European stocks closed lower on Wednesday, with concerns over China's economy and a fall in Credit Suisse shares driving declines.
The pan-European FTSEurofirst 300 closed provisionally down 0.1 percent lower at 1,350.15 points, halting in its sharp three-week rally.
Heavily-traded Swiss bank Credit Suisse closed around 2.6 percent lower after a U.S. Senate subcommittee alleged it had helped more than 22,000 Americans avoid paying U.S. taxes.
(Read more: Credit Suisse CEO to defend tax record)
Meanwhile, France's Airbus Group closed around 1.6 percent higher, as it unveiled higher 2013 profits and a hike in jetliner production.
Utilities were the worst-performing sector.

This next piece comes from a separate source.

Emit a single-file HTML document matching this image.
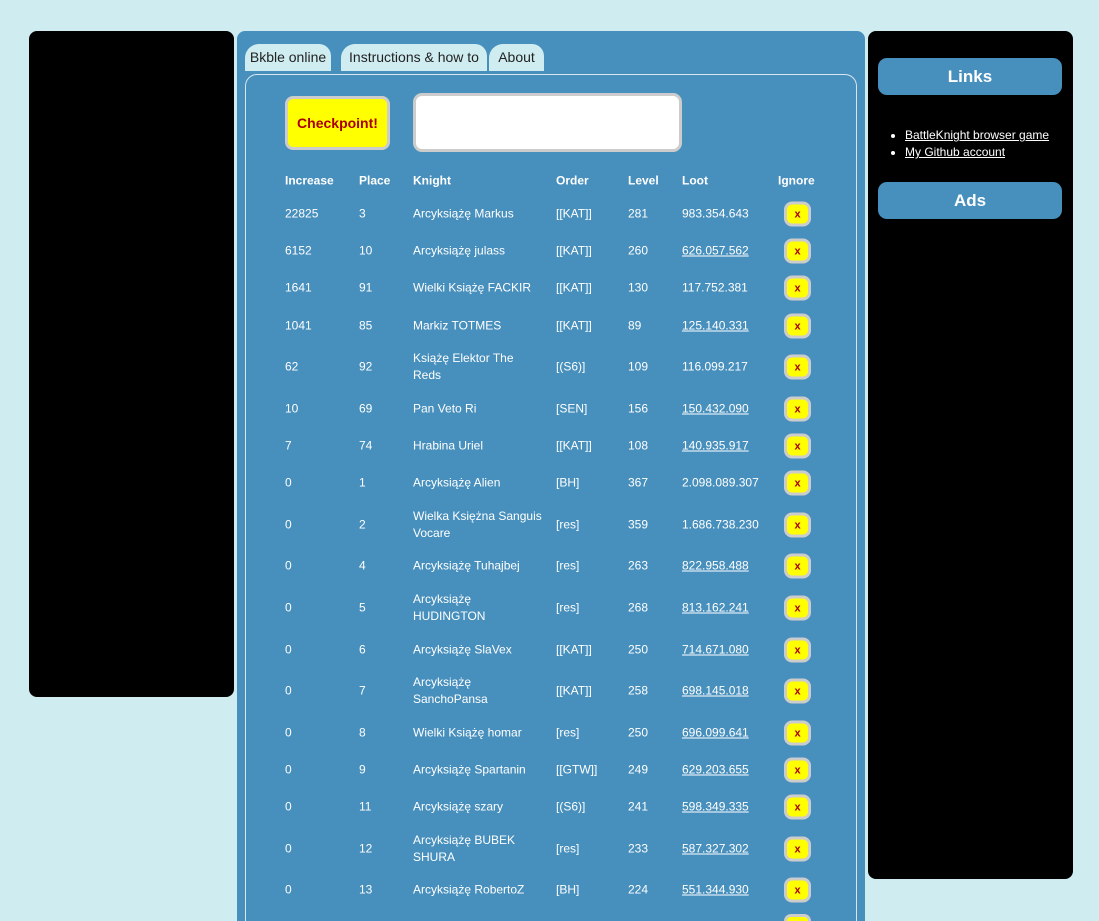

This came after U.K. regulator Ofgem announced new rules that would mean industry players could face financial penalties if they do not trade fairly with independent suppliers in the wholesale market.

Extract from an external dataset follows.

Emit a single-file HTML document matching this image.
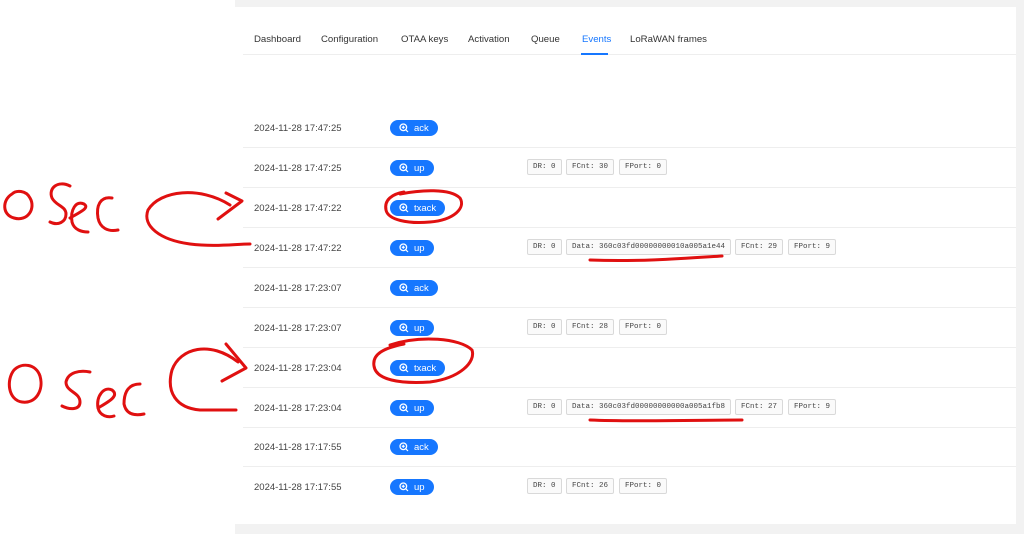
<!DOCTYPE html>
<html><head><meta charset="utf-8"><style>
*{margin:0;padding:0;box-sizing:border-box}
body{width:1024px;height:534px;position:relative;background:#fff;font-family:"Liberation Sans",sans-serif;overflow:hidden}
.g{position:absolute;background:#f2f2f2}
.tab{position:absolute;top:34px;font-size:9.6px;color:#333}
.row{position:absolute;left:243px;width:773px;height:40px;border-bottom:1px solid #eee}
.d{position:absolute;left:11px;top:15px;font-size:9.5px;color:#444}
.b{position:absolute;left:147px;top:12px;height:16px;border-radius:8px;background:#1677ff;color:#fff;font-size:9.5px;line-height:16px;padding:1px 9px 0 9px;white-space:nowrap}
.b svg{vertical-align:-2px;margin-right:5px}
.t{position:absolute;top:11px;height:16px;border:1px solid #d9d9d9;border-radius:2px;background:#fafafa;font-family:"Liberation Mono",monospace;font-size:7.5px;line-height:15px;padding:0 5px;color:#444;white-space:nowrap}
</style></head><body>
<div class="g" style="left:235px;top:0;width:789px;height:7px"></div>
<div class="g" style="left:1016px;top:0;width:8px;height:534px"></div>
<div class="g" style="left:235px;top:524px;width:789px;height:10px"></div>
<div class="tab" style="left:254px">Dashboard</div>
<div class="tab" style="left:321px">Configuration</div>
<div class="tab" style="left:401px">OTAA keys</div>
<div class="tab" style="left:468px">Activation</div>
<div class="tab" style="left:531px">Queue</div>
<div class="tab" style="left:582px;color:#1677ff">Events</div>
<div class="tab" style="left:630px">LoRaWAN frames</div>
<div style="position:absolute;left:243px;top:54px;width:773px;height:1px;background:#eee"></div>
<div style="position:absolute;left:581px;top:53px;width:27px;height:2px;background:#1677ff"></div>

<div class="row" style="top:108px"><div class="d">2024-11-28 17:47:25</div><div class="b"><svg width="10" height="10" viewBox="0 0 10 10"><circle cx="4.3" cy="4.3" r="3.3" fill="none" stroke="#fff" stroke-width="1.3"/><path d="M6.7 6.7L9 9M4.3 2.8v3M2.8 4.3h3" stroke="#fff" stroke-width="1.2"/></svg>ack</div></div>
<div class="row" style="top:148px"><div class="d">2024-11-28 17:47:25</div><div class="b"><svg width="10" height="10" viewBox="0 0 10 10"><circle cx="4.3" cy="4.3" r="3.3" fill="none" stroke="#fff" stroke-width="1.3"/><path d="M6.7 6.7L9 9M4.3 2.8v3M2.8 4.3h3" stroke="#fff" stroke-width="1.2"/></svg>up</div><div class="t" style="left:284px">DR: 0</div><div class="t" style="left:323px">FCnt: 30</div><div class="t" style="left:376px">FPort: 0</div></div>
<div class="row" style="top:188px"><div class="d">2024-11-28 17:47:22</div><div class="b"><svg width="10" height="10" viewBox="0 0 10 10"><circle cx="4.3" cy="4.3" r="3.3" fill="none" stroke="#fff" stroke-width="1.3"/><path d="M6.7 6.7L9 9M4.3 2.8v3M2.8 4.3h3" stroke="#fff" stroke-width="1.2"/></svg>txack</div></div>
<div class="row" style="top:228px"><div class="d">2024-11-28 17:47:22</div><div class="b"><svg width="10" height="10" viewBox="0 0 10 10"><circle cx="4.3" cy="4.3" r="3.3" fill="none" stroke="#fff" stroke-width="1.3"/><path d="M6.7 6.7L9 9M4.3 2.8v3M2.8 4.3h3" stroke="#fff" stroke-width="1.2"/></svg>up</div><div class="t" style="left:284px">DR: 0</div><div class="t" style="left:323px">Data: 360c03fd00000000010a005a1e44</div><div class="t" style="left:492px">FCnt: 29</div><div class="t" style="left:545px">FPort: 9</div></div>
<div class="row" style="top:268px"><div class="d">2024-11-28 17:23:07</div><div class="b"><svg width="10" height="10" viewBox="0 0 10 10"><circle cx="4.3" cy="4.3" r="3.3" fill="none" stroke="#fff" stroke-width="1.3"/><path d="M6.7 6.7L9 9M4.3 2.8v3M2.8 4.3h3" stroke="#fff" stroke-width="1.2"/></svg>ack</div></div>
<div class="row" style="top:308px"><div class="d">2024-11-28 17:23:07</div><div class="b"><svg width="10" height="10" viewBox="0 0 10 10"><circle cx="4.3" cy="4.3" r="3.3" fill="none" stroke="#fff" stroke-width="1.3"/><path d="M6.7 6.7L9 9M4.3 2.8v3M2.8 4.3h3" stroke="#fff" stroke-width="1.2"/></svg>up</div><div class="t" style="left:284px">DR: 0</div><div class="t" style="left:323px">FCnt: 28</div><div class="t" style="left:376px">FPort: 0</div></div>
<div class="row" style="top:348px"><div class="d">2024-11-28 17:23:04</div><div class="b"><svg width="10" height="10" viewBox="0 0 10 10"><circle cx="4.3" cy="4.3" r="3.3" fill="none" stroke="#fff" stroke-width="1.3"/><path d="M6.7 6.7L9 9M4.3 2.8v3M2.8 4.3h3" stroke="#fff" stroke-width="1.2"/></svg>txack</div></div>
<div class="row" style="top:388px"><div class="d">2024-11-28 17:23:04</div><div class="b"><svg width="10" height="10" viewBox="0 0 10 10"><circle cx="4.3" cy="4.3" r="3.3" fill="none" stroke="#fff" stroke-width="1.3"/><path d="M6.7 6.7L9 9M4.3 2.8v3M2.8 4.3h3" stroke="#fff" stroke-width="1.2"/></svg>up</div><div class="t" style="left:284px">DR: 0</div><div class="t" style="left:323px">Data: 360c03fd00000000000a005a1fb8</div><div class="t" style="left:492px">FCnt: 27</div><div class="t" style="left:545px">FPort: 9</div></div>
<div class="row" style="top:427px"><div class="d">2024-11-28 17:17:55</div><div class="b"><svg width="10" height="10" viewBox="0 0 10 10"><circle cx="4.3" cy="4.3" r="3.3" fill="none" stroke="#fff" stroke-width="1.3"/><path d="M6.7 6.7L9 9M4.3 2.8v3M2.8 4.3h3" stroke="#fff" stroke-width="1.2"/></svg>ack</div></div>
<div class="row" style="top:467px;border-bottom:none"><div class="d">2024-11-28 17:17:55</div><div class="b"><svg width="10" height="10" viewBox="0 0 10 10"><circle cx="4.3" cy="4.3" r="3.3" fill="none" stroke="#fff" stroke-width="1.3"/><path d="M6.7 6.7L9 9M4.3 2.8v3M2.8 4.3h3" stroke="#fff" stroke-width="1.2"/></svg>up</div><div class="t" style="left:284px">DR: 0</div><div class="t" style="left:323px">FCnt: 26</div><div class="t" style="left:376px">FPort: 0</div></div>

<svg style="position:absolute;left:0;top:0" width="1024" height="534" fill="none" stroke="#e01010" stroke-width="3" stroke-linecap="round" stroke-linejoin="round">
<path d="M12 194 C2 200 2 215 14 218 C28 222 36 208 30 198 C26 190 16 190 12 194Z"/>
<path d="M70 186 C58 180 48 188 52 198 C56 206 66 206 66 214 C66 222 58 226 50 222"/>
<path d="M70 218 C80 212 90 208 84 204 C76 200 70 210 72 222 C74 230 82 232 88 232"/>
<path d="M112 198 C100 196 96 206 98 218 C100 228 108 232 118 230"/>
<path d="M230 205 C200 186 160 190 148 210 C142 226 160 240 190 244 C215 247 235 244 250 244"/>
<path d="M226 193 L242 201 L218 219"/>
<path d="M400 194 C420 190 450 188 460 198 C466 208 454 220 430 222 C408 224 388 220 386 210 C384 200 392 194 404 192"/>
<path d="M590 260 C640 262 690 258 722 256"/>
<path d="M14 370 C6 380 8 400 22 402 C36 404 44 390 40 376 C36 364 22 362 14 370Z"/>
<path d="M90 372 C80 370 68 372 66 382 C66 392 80 392 80 402 C80 410 70 410 62 406"/>
<path d="M98 408 C108 402 120 396 112 390 C104 386 96 396 98 408 C100 416 108 418 114 416"/>
<path d="M140 384 C126 384 124 396 124 404 C126 414 134 416 144 414"/>
<path d="M238 362 C210 340 180 348 172 370 C166 392 176 408 200 410 C214 410 226 410 236 410"/>
<path d="M226 344 L246 368 L222 381"/>
<path d="M390 345 C420 335 460 338 472 350 C476 362 460 378 430 382 C400 384 376 380 374 366 C372 354 384 348 404 344"/>
<path d="M590 420 C640 422 700 420 742 420"/>
</svg>
</body></html>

China continued to weigh on investor sentiment, due to concerns about credit tightening and an overheated property market.

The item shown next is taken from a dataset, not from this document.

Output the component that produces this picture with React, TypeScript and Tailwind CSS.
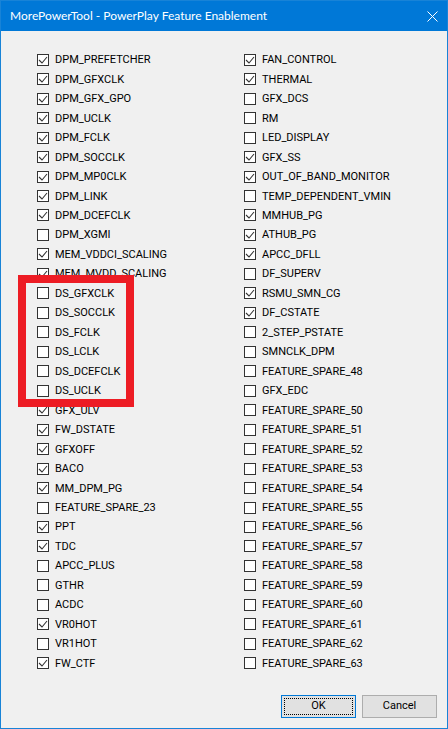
import React from "react";

const left: [string, boolean][] = [
  ["DPM_PREFETCHER", true],
  ["DPM_GFXCLK", true],
  ["DPM_GFX_GPO", true],
  ["DPM_UCLK", true],
  ["DPM_FCLK", true],
  ["DPM_SOCCLK", true],
  ["DPM_MP0CLK", true],
  ["DPM_LINK", true],
  ["DPM_DCEFCLK", true],
  ["DPM_XGMI", false],
  ["MEM_VDDCI_SCALING", true],
  ["MEM_MVDD_SCALING", true],
  ["DS_GFXCLK", false],
  ["DS_SOCCLK", false],
  ["DS_FCLK", false],
  ["DS_LCLK", false],
  ["DS_DCEFCLK", false],
  ["DS_UCLK", false],
  ["GFX_ULV", true],
  ["FW_DSTATE", true],
  ["GFXOFF", true],
  ["BACO", true],
  ["MM_DPM_PG", true],
  ["FEATURE_SPARE_23", false],
  ["PPT", true],
  ["TDC", true],
  ["APCC_PLUS", false],
  ["GTHR", false],
  ["ACDC", false],
  ["VR0HOT", true],
  ["VR1HOT", false],
  ["FW_CTF", true],
];

const right: [string, boolean][] = [
  ["FAN_CONTROL", true],
  ["THERMAL", true],
  ["GFX_DCS", false],
  ["RM", false],
  ["LED_DISPLAY", false],
  ["GFX_SS", true],
  ["OUT_OF_BAND_MONITOR", true],
  ["TEMP_DEPENDENT_VMIN", false],
  ["MMHUB_PG", true],
  ["ATHUB_PG", true],
  ["APCC_DFLL", true],
  ["DF_SUPERV", false],
  ["RSMU_SMN_CG", true],
  ["DF_CSTATE", true],
  ["2_STEP_PSTATE", false],
  ["SMNCLK_DPM", false],
  ["FEATURE_SPARE_48", false],
  ["GFX_EDC", false],
  ...Array.from({ length: 14 }, (_, i) => [`FEATURE_SPARE_${50 + i}`, false] as [string, boolean]),
];

function Check({ label, checked }: { label: string; checked: boolean }) {
  return (
    <div className="h-[19.47px] flex items-center">
      <div className="w-[12px] h-[12px] border border-[#333333] bg-white flex items-center justify-center shrink-0">
        {checked && (
          <svg width="10" height="10" viewBox="0 0 10 10">
            <path d="M1 5 L4 8 L9 2" fill="none" stroke="#333333" strokeWidth="1.1" />
          </svg>
        )}
      </div>
      <span className="ml-[6px] text-[11px] text-black leading-none whitespace-nowrap">
        {label}
      </span>
    </div>
  );
}

export default function App() {
  return (
    <div
      className="relative w-[448px] h-[729px] border border-[#1883d7] bg-[#f0f0f0] flex flex-col overflow-hidden"
      style={{ fontFamily: "Roboto, 'Liberation Sans', sans-serif" }}
    >
      <div className="h-[30px] bg-[#0078d7] flex items-center justify-between pl-[9px] pr-[9px] shrink-0">
        <span
          className="text-white text-[12px]"
          style={{ fontFamily: "Lato, 'Noto Sans', sans-serif" }}
        >
          MorePowerTool - PowerPlay Feature Enablement
        </span>
        <svg width="11" height="11" viewBox="0 0 11 11">
          <path d="M0.5 0.5 L10.5 10.5 M10.5 0.5 L0.5 10.5" stroke="white" strokeWidth="1" />
        </svg>
      </div>
      <div className="flex pl-[36px] pt-[19px]">
        <div className="w-[207px] flex flex-col">
          {left.map(([l, c]) => (
            <Check key={l} label={l} checked={c} />
          ))}
        </div>
        <div className="flex flex-col">
          {right.map(([l, c]) => (
            <Check key={l} label={l} checked={c} />
          ))}
        </div>
      </div>
      <div className="flex-1" />
      <div className="flex justify-end gap-[6px] pr-[10px] pb-[10px]">
        <button className="w-[75px] h-[23px] bg-[#e1e1e1] border border-[#0078d7] p-[2px] text-[11px] text-black">
          <div className="w-full h-full border border-dotted border-black flex items-center justify-center">
            OK
          </div>
        </button>
        <button className="w-[75px] h-[23px] bg-[#e1e1e1] border border-[#adadad] text-[11px] text-black flex items-center justify-center">
          Cancel
        </button>
      </div>
      <div className="absolute left-[17px] top-[274px] w-[116px] h-[132px] border-[8px] border-[#ed1c24]" />
    </div>
  );
}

"The market has priced in imminent financial crisis in China with current valuations reflecting a big equity risk premium," Fan Cheuk Wan, CIO of Asia-Pacific at Credit Suisse Private Banking, told CNBC.
(Read more: Is China getting ready to widen the yuan's band?)
Meanwhile, Germany's GfK consumer sentiment index for March rose to 8.5. This compares to a revised number of 8.3 for last month.